The private international law dimension of SLAPPs is also briefly discussed (Section E), as Borg-Barthet & Farrington stress on the potential of private international law to be leveraged on to increase the cost burden placed on the defendant in both financial and psychological terms, as some claimants might still exploit it to engage in self-serving practices at the expense of the defendant, even enabling forum shopping in some instances. In particular, the protection against «third country SLAPPs» is deemed still unsatisfactory and it is pointed out that, in the case of «matters of political concern to European governance», there still is a chance for the case to be forced out of the scope of the Directive.
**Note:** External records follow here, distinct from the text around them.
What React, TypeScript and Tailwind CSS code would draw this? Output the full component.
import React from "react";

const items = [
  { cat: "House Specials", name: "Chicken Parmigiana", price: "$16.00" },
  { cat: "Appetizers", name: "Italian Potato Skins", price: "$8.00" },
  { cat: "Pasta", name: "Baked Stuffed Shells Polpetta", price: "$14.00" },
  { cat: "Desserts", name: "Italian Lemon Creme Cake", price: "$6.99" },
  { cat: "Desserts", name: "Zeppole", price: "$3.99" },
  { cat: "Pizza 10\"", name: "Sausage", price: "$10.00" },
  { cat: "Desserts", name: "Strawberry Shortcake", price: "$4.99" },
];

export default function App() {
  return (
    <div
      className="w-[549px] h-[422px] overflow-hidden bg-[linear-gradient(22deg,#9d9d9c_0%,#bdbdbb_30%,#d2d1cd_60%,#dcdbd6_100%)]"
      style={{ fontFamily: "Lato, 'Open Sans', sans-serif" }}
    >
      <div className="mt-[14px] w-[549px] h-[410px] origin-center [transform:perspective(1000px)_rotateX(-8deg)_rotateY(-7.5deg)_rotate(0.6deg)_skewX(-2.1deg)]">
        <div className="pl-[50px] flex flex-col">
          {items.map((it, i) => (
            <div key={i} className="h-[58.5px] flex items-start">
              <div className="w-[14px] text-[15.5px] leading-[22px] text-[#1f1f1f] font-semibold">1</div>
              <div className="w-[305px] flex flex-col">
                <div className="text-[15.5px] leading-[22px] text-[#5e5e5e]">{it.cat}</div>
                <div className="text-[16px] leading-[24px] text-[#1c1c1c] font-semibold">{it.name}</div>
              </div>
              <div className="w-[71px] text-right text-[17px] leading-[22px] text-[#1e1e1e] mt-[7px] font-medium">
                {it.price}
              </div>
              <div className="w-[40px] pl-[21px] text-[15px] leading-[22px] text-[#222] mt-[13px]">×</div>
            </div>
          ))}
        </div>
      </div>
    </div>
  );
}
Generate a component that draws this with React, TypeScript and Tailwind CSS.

In other terms, the potential amplification of the power imbalance is not countered in full, as the Directive fails to remove the systemic vulnerabilities in place.
In their conclusion (Section F), however, the authors stress on the strong significance of the Anti-SLAPP Directive, other than for its role in providing protection – albeit imperfect – against SLAPP actions, for the effective legal mobilisation that brought it to the political agenda of EU institutions; the provision of «strong evidence-based, solution-driven research», integrated with consistent «advocacy campaigning», effectively shifted the focus on the issue prompting for legal change. However, Borg-Barthet & Farrington bring to the forefront the importance of keeping the momentum of these mobilisation efforts in order not to see them waning in the critical transposition phase, which remains crucial particularly in light of the significant limitations that are contained in the Directive, which need national as well as regional mobilisation to shed light on and ensure proper protection against SLAPPs.